Problem requirements
Pictures are to be left out. Copy exactly the lines from the one containing "Reproduce this screenshot" to the one containing "const [name, setName]", both ends kept.

Entries supplied
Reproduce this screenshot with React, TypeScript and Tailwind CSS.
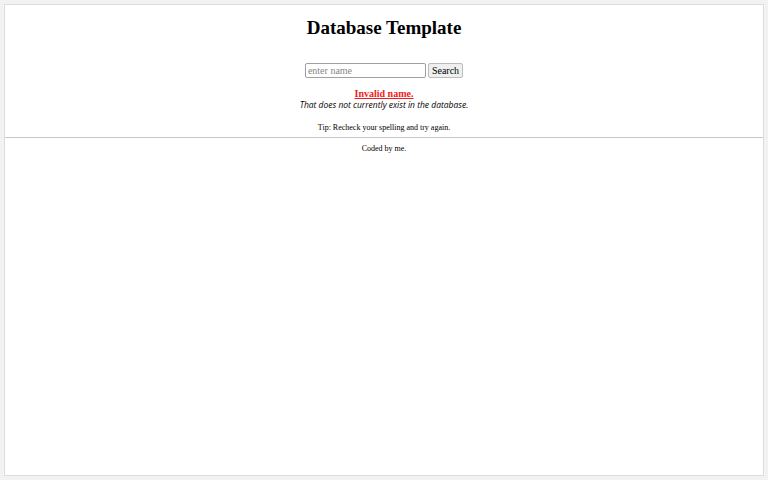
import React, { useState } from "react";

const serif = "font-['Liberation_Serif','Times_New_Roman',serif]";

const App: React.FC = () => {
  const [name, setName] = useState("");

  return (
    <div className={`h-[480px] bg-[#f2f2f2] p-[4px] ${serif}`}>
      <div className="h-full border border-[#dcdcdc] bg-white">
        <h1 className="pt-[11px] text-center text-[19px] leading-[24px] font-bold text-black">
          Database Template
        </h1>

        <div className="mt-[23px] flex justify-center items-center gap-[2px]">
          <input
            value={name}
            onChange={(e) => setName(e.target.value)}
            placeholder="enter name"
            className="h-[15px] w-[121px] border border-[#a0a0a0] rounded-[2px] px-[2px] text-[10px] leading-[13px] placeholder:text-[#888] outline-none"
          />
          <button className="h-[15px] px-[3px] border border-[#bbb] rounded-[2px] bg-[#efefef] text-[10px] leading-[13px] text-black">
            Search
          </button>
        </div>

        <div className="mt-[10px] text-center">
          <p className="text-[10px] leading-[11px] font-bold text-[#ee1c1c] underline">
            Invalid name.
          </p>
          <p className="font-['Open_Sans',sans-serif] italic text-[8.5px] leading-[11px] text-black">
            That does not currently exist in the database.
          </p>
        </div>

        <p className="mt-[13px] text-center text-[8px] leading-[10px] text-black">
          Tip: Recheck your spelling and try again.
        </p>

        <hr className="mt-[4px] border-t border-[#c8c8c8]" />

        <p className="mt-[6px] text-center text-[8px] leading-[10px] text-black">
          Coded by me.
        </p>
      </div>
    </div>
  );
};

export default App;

--

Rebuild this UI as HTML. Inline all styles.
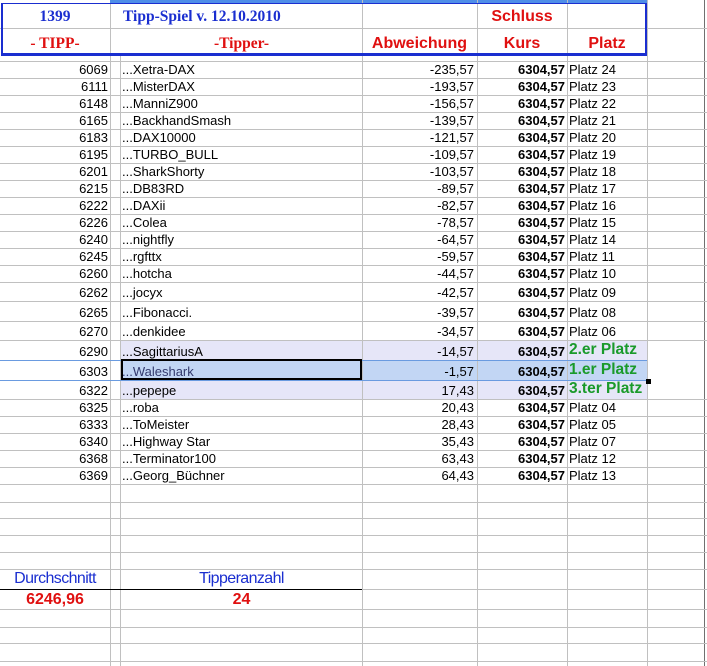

Answer to the task
Reproduce this screenshot with React, TypeScript and Tailwind CSS.
import React, { useState } from "react";

const serif = "font-['Liberation_Serif','Times_New_Roman',serif]";

const App: React.FC = () => {
  const [name, setName] = useState("");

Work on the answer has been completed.